Saturday, June 6, 2015

Crime Does Pay!

G'day to you! I saw you spiralling down from cyberspace and managed to jump out of the way just before you landed on the red carpet right next to the coffee pot and virtual treats. Help yourself! Say, you remember the old saying that 'Crime Doesn't Pay'? Well in some cases it does...

When officials in Richmond, California, learned in 2009 that 70 percent of the city's murders and firearms assaults were directly linked to 17 people, they decided on a bold program: to pay off those 17 to behave themselves. 

For a budget of about $1.2 million a year, the program offers individual coaching, health care coverage and several hundred dollars a month in stipends to former thugs who stick to their "life map" of personal goals and conflict-resolution training. 

According to an April report on National Public Radio's "This American Life," Richmond is no longer among the most dangerous towns in America, with the murder rate in fact having fallen from its all-time yearly high of 62 to 11 last year. [WBEZ Radio (Chicago) via News.com.au (Sydney, Australia), 4-30-2015]

Isn't that kind of reverse blackmail? Maybe...but considering the cost of keeping the 17 bad guys behind bars for years into the future, perhaps it is a cheaper alternative. Me? I read from time to time about all the remote complexes and underground facilities the governments have and I wonder if it wouldn't make sense to take all serious offenders (male and female) to a remote location up north...way up north...and have them build a city. Sure, it would have to be policed...maybe a new force would have to be initiated...hey, there's a new job creation initiative in itself!
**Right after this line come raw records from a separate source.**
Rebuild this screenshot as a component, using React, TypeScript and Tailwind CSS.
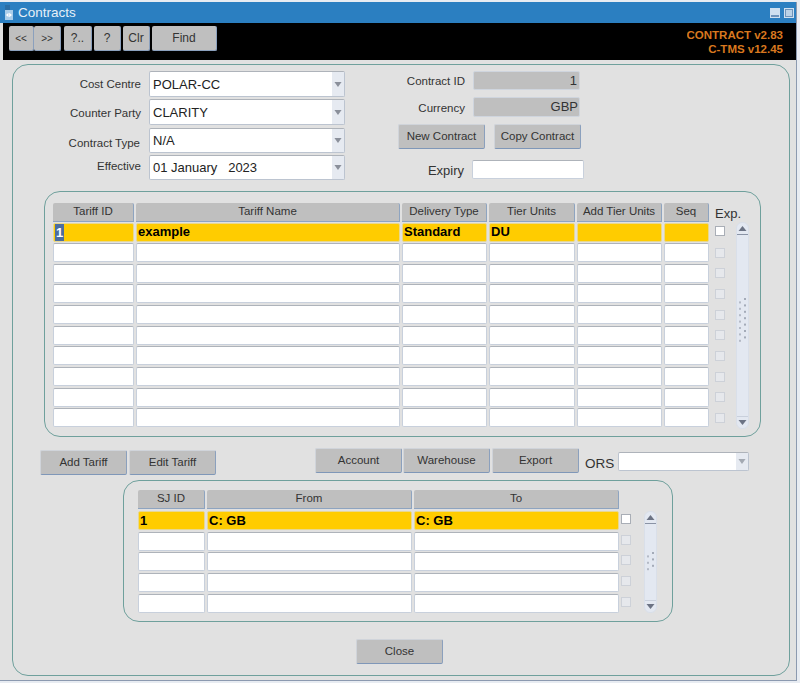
const tariffCols = ["Tariff ID", "Tariff Name", "Delivery Type", "Tier Units", "Add Tier Units", "Seq"];
const tariffGrid = "grid grid-cols-[83px_266px_87px_88px_87px_47px]";
const sjCols = ["SJ ID", "From", "To"];
const sjGrid = "grid grid-cols-[69px_207px_207px]";

const btn =
  "h-[25px] w-[87px] bg-[#bfbfbf] rounded-[2px] border border-[#d0d4da] border-r-[#8ba0bd] border-b-[#7f97b8] text-[11.5px] text-[#333] flex items-center justify-center";
const toolBtn =
  "h-[25px] bg-[#bfbfbf] rounded-[2px] border-r border-b border-[#8ba0bd] flex items-center justify-center";

const Arrow = ({ dir, color, w = 9 }: { dir: "up" | "down"; color: string; w?: number }) => (
  <svg width={w} height="5" viewBox="0 0 9 5" preserveAspectRatio="none" className="block">
    <path d={dir === "up" ? "M0.5 5 L4.5 0 L8.5 5 Z" : "M0.5 0 L8.5 0 L4.5 5 Z"} fill={color} />
  </svg>
);

const Combo = ({ value, h = "h-[26px]", w = "w-[196px]", arrow = "#8b909b", textCls = "mt-[1px]" }: { value: string; h?: string; w?: string; arrow?: string; textCls?: string }) => (
  <div className={`${h} ${w} bg-white rounded-[2px] border border-[#bcc4d0] border-t-[#aeb3ba] flex items-center justify-between pl-[3px] text-[13px] text-[#222]`}>
    <span className={`whitespace-pre ${textCls}`}>{value}</span>
    <span className="h-full w-[12px] bg-[#e6eaf1] flex items-center justify-center">
      <Arrow dir="down" color={arrow} w={8} />
    </span>
  </div>
);

const Label = ({ text, cls = "" }: { text: string; cls?: string }) => (
  <span className={`text-[11.5px] text-[#333] text-right whitespace-nowrap ${cls}`}>{text}</span>
);

const HeadCell = ({ text }: { text: string }) => (
  <div className="h-[19px] mr-[2px] bg-[#bfbfbf] rounded-t-[2px] border-b border-r border-[#8ea4c0] flex items-center justify-center text-[11.5px] text-[#333] whitespace-nowrap">
    {text}
  </div>
);

const Cell = ({ text, active, mark }: { text?: string; active?: boolean; mark?: boolean }) => (
  <div
    className={`h-[19px] mr-[2px] rounded-[2px] border flex items-center pl-[1px] text-[13px] font-bold text-black overflow-hidden ${
      active ? "bg-[#ffcc00] border-[#e8d890]" : "bg-white border-[#c8d0dc] border-t-[#aeb3ba]"
    }`}
  >
    {mark ? <span className="bg-[#4c6ea0] text-white px-[1px] leading-[17px] font-bold">{text}</span> : text}
  </div>
);

const Check = ({ on }: { on?: boolean }) => (
  <div className={`w-[10px] h-[10px] border ${on ? "bg-white border-[#a9aeb6]" : "bg-[#e6e8ec] border-[#cdd1d8]"}`} />
);

const Grip = ({ pairs }: { pairs: number }) => (
  <svg width="9" height={pairs * 6.4} viewBox={`0 0 9 ${pairs * 6.4}`} className="block">
    {Array.from({ length: pairs }).map((_, i) => (
      <g key={i}>
        <rect x="6" y={i * 6.4} width="2" height="2" fill="#a4abb8" />
        <rect x="1" y={i * 6.4 + 3.4} width="2" height="2" fill="#b4bac6" />
      </g>
    ))}
  </svg>
);

const Scrollbar = ({ h, pairs, gripTop }: { h: string; pairs: number; gripTop: string }) => (
  <div className={`${h} w-[13px] bg-[#e3e8f1] rounded-[6px] border border-[#d9dfe9] flex flex-col items-center`}>
    <div className="h-[12px] w-full border-b border-[#8a93a5] flex items-center justify-center shrink-0">
      <Arrow dir="up" color="#6c7384" />
    </div>
    <div className={`flex-1 ${gripTop}`}>
      <Grip pairs={pairs} />
    </div>
    <div className="h-[12px] w-full border-t border-[#c9d0dc] flex items-center justify-center shrink-0">
      <Arrow dir="down" color="#6c7384" />
    </div>
  </div>
);

export default function App() {
  const tariffRows = Array.from({ length: 9 });
  const sjRows = Array.from({ length: 4 });

  return (
    <div className="w-[800px] h-[683px] bg-[#e8ecf2] pt-[2px] overflow-hidden font-['Liberation_Sans',Arial,sans-serif]">
      <div className="w-[797px] h-[679px] bg-[#e1e1e1] border-r border-b border-[#8c9ab0]">
        {/* title bar */}
        <div className="h-[21px] bg-[#2b7fc1] flex items-center justify-between pl-[5px] pr-[2px]">
          <div className="flex items-center gap-[5px] pt-[2px]">
            <svg width="8" height="15" viewBox="0 0 8 15" className="block -mt-[2px]">
              <path d="M0 0 H5 V5 H0 Z" fill="#2a6ea6" />
              <rect y="5" width="8" height="10" fill="#a9cdea" />
              <path d="M1 10 L3.5 7.8 V12.2 Z M4.2 7.8 L7 10 L4.2 12.2 Z" fill="#ffffff" />
            </svg>
            <span className="text-[13.5px] text-[#e6f0f8]">Contracts</span>
          </div>
          <div className="flex gap-[4px] pt-[1px]">
            <div className="w-[10px] h-[10px] bg-[#cfe0f0] flex items-end justify-center pb-[1px]">
              <div className="w-[8px] h-[2px] bg-[#6f94bb]" />
            </div>
            <div className="w-[10px] h-[10px] bg-[#cfe0f0] p-[1px] flex">
              <div className="w-full h-full border border-[#6f94bb] bg-[#b9d2e8]" />
            </div>
          </div>
        </div>

        {/* toolbar */}
        <div className="ml-[3px] h-[37px] bg-black flex items-start justify-between pt-[3px] pl-[6px] pr-[13px]">
          <div className="flex text-[12px] text-[#333] pb-[1px]">
            <div className={`${toolBtn} w-[25px] text-[10px]`}>&lt;&lt;</div>
            <div className={`${toolBtn} w-[27px] text-[10px]`}>&gt;&gt;</div>
            <div className={`${toolBtn} w-[28px] ml-[3px]`}>?..</div>
            <div className={`${toolBtn} w-[27px] ml-[2px]`}>?</div>
            <div className={`${toolBtn} w-[27px] ml-[2px]`}>Clr</div>
            <div className={`${toolBtn} w-[65px] ml-[2px]`}>Find</div>
          </div>
          <div className="text-right text-[11.5px] leading-[15px] font-bold text-[#d9781f] pt-[2px]">
            <div className="h-[11px] overflow-hidden">CONTRACT v2.83</div>
            <div className="mt-[3px]">C-TMS v12.45</div>
          </div>
        </div>

        {/* main panel */}
        <div className="ml-[12px] mt-[4px] w-[778px] h-[612px] border border-[#6fa09c] rounded-[16px] pt-[6px]">
          <div className="flex">
            {/* left form */}
            <div className="w-[332px] flex flex-col">
              <div className="flex items-center justify-end gap-[8px] mb-[2px]">
                <Label text="Cost Centre" cls="mt-[2px]" />
                <Combo value="POLAR-CC" />
              </div>
              <div className="flex items-center justify-end gap-[8px] mb-[3px]">
                <Label text="Counter Party" cls="mt-[4px]" />
                <Combo value="CLARITY" />
              </div>
              <div className="flex items-center justify-end gap-[10px] mb-[2px]">
                <Label text="Contract Type" cls="mt-[6px] -mr-[1px]" />
                <Combo value="N/A" h="h-[25px]" />
              </div>
              <div className="flex items-center justify-end gap-[8px]">
                <Label text="Effective" cls="-mt-[2px]" />
                <Combo value="01 January   2023" h="h-[25px]" textCls="" />
              </div>
            </div>

            {/* right form */}
            <div className="w-[240px] flex flex-col items-start">
              <div className="flex items-center h-[19px] w-full">
                <Label text="Contract ID" cls="w-[120px] mt-[3px]" />
                <div className="ml-[8px] w-[107px] h-[19px] bg-[#bfbfbf] rounded-[2px] border border-[#cfd5de] flex items-center justify-end pr-[2px] text-[13px] text-[#333]">1</div>
              </div>
              <div className="flex items-center h-[20px] w-full mt-[7px]">
                <Label text="Currency" cls="w-[120px] mt-[4px]" />
                <div className="ml-[8px] w-[107px] h-[20px] bg-[#bfbfbf] rounded-[2px] border border-[#cfd5de] flex items-center justify-end pr-[1px] text-[13px] text-[#333]">GBP</div>
              </div>
              <div className="flex mt-[7px] ml-[53px] gap-[9px]">
                <div className={btn}>New Contract</div>
                <div className={btn}>Copy Contract</div>
              </div>
              <div className="flex items-center mt-[11px] h-[19px] w-full">
                <span className="w-[119px] mt-[3px] text-right text-[13px] text-[#333]">Expiry</span>
                <div className="ml-[8px] w-[112px] h-[19px] bg-white rounded-[2px] border border-[#c8d0dc] border-t-[#aeb3ba]" />
              </div>
            </div>
          </div>

          {/* tariff panel */}
          <div className="ml-[31px] mt-[11px] w-[717px] h-[246px] border border-[#6fa09c] rounded-[16px] pl-[8px] pt-[11px] flex">
            <div>
              <div className={tariffGrid}>
                {tariffCols.map((c) => (
                  <HeadCell key={c} text={c} />
                ))}
              </div>
              <div className="h-[20.67px] pt-[0.5px]">
                <div className={tariffGrid}>
                  <Cell text="1" active mark />
                  <Cell text="example" active />
                  <Cell text="Standard" active />
                  <Cell text="DU" active />
                  <Cell active />
                  <Cell active />
                </div>
              </div>
              {tariffRows.map((_, i) => (
                <div key={i} className="h-[20.67px] pt-[0.5px]">
                  <div className={tariffGrid}>
                    {tariffCols.map((c) => (
                      <Cell key={c} />
                    ))}
                  </div>
                </div>
              ))}
            </div>
            <div className="ml-[4px] w-[21px]">
              <div className="h-[19px] pt-[3px] text-[13px] text-[#333] flex items-center whitespace-nowrap">Exp.</div>
              <div className="h-[20.67px] pt-[4px]"><Check on /></div>
              {tariffRows.map((_, i) => (
                <div key={i} className="h-[20.67px] pt-[5px]"><Check /></div>
              ))}
            </div>
            <div className="mt-[19px]">
              <Scrollbar h="h-[207px]" pairs={7} gripTop="pt-[63px]" />
            </div>
          </div>

          {/* action row */}
          <div className="flex mt-[10px] ml-[27px] h-[29px]">
            <div className="flex gap-[2px] mt-[3px]">
              <div className={btn}>Add Tariff</div>
              <div className={btn}>Edit Tariff</div>
            </div>
            <div className="flex ml-[99px] mt-[1px]">
              <div className={btn}>Account</div>
              <div className={`${btn} ml-[1px]`}>Warehouse</div>
              <div className={`${btn} ml-[2px]`}>Export</div>
            </div>
            <span className="ml-[6px] mt-[7px] text-[13.5px] text-[#333]">ORS</span>
            <div className="ml-[4px] mt-[5px]">
              <Combo value="" h="h-[19px]" w="w-[131px]" arrow="#a3a9b2" textCls="" />
            </div>
          </div>

          {/* sj panel */}
          <div className="ml-[110px] mt-[4px] w-[550px] h-[142px] border border-[#6fa09c] rounded-[16px] pl-[14px] pt-[9px] flex">
            <div>
              <div className={sjGrid}>
                {sjCols.map((c) => (
                  <HeadCell key={c} text={c} />
                ))}
              </div>
              <div className="h-[20.67px] pt-[2px]">
                <div className={sjGrid}>
                  <Cell text="1" active />
                  <Cell text="C: GB" active />
                  <Cell text="C: GB" active />
                </div>
              </div>
              {sjRows.map((_, i) => (
                <div key={i} className="h-[20.67px] pt-[2px]">
                  <div className={sjGrid}>
                    {sjCols.map((c) => (
                      <Cell key={c} />
                    ))}
                  </div>
                </div>
              ))}
            </div>
            <div className="w-[23px] pt-[19px]">
              <div className="h-[20.67px] pt-[5px]"><Check on /></div>
              {sjRows.map((_, i) => (
                <div key={i} className="h-[20.67px] pt-[5px]"><Check /></div>
              ))}
            </div>
            <div className="mt-[21px]">
              <Scrollbar h="h-[102px]" pairs={3} gripTop="pt-[28px]" />
            </div>
          </div>

          {/* close */}
          <div className="ml-[343px] mt-[17px]">
            <div className={btn}>Close</div>
          </div>
        </div>
      </div>
    </div>
  );
}
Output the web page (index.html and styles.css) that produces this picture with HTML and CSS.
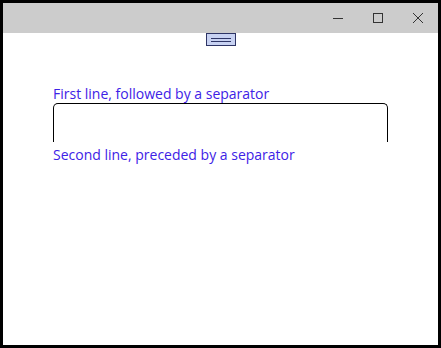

The idea is that the city would have a phased-in target of self-sufficiency which eventually would pay for the policing as well as all other needed city functions and community services. Hey, wasn't that how Australia started?

See ya, eh!

Bob

Comment from Stewart in Cornwall:

Cornwall/OPP/RCMP make a $100,000 bust - only cost $1.75 mil to make it happen - another $1.2 mil to prosecute, then the consequences...another $ 2 mil to hold them in the meantime...

Bob's response:

My sentiment exactly! Justice is expensive... perhaps we need an alternative way of dealing with crime.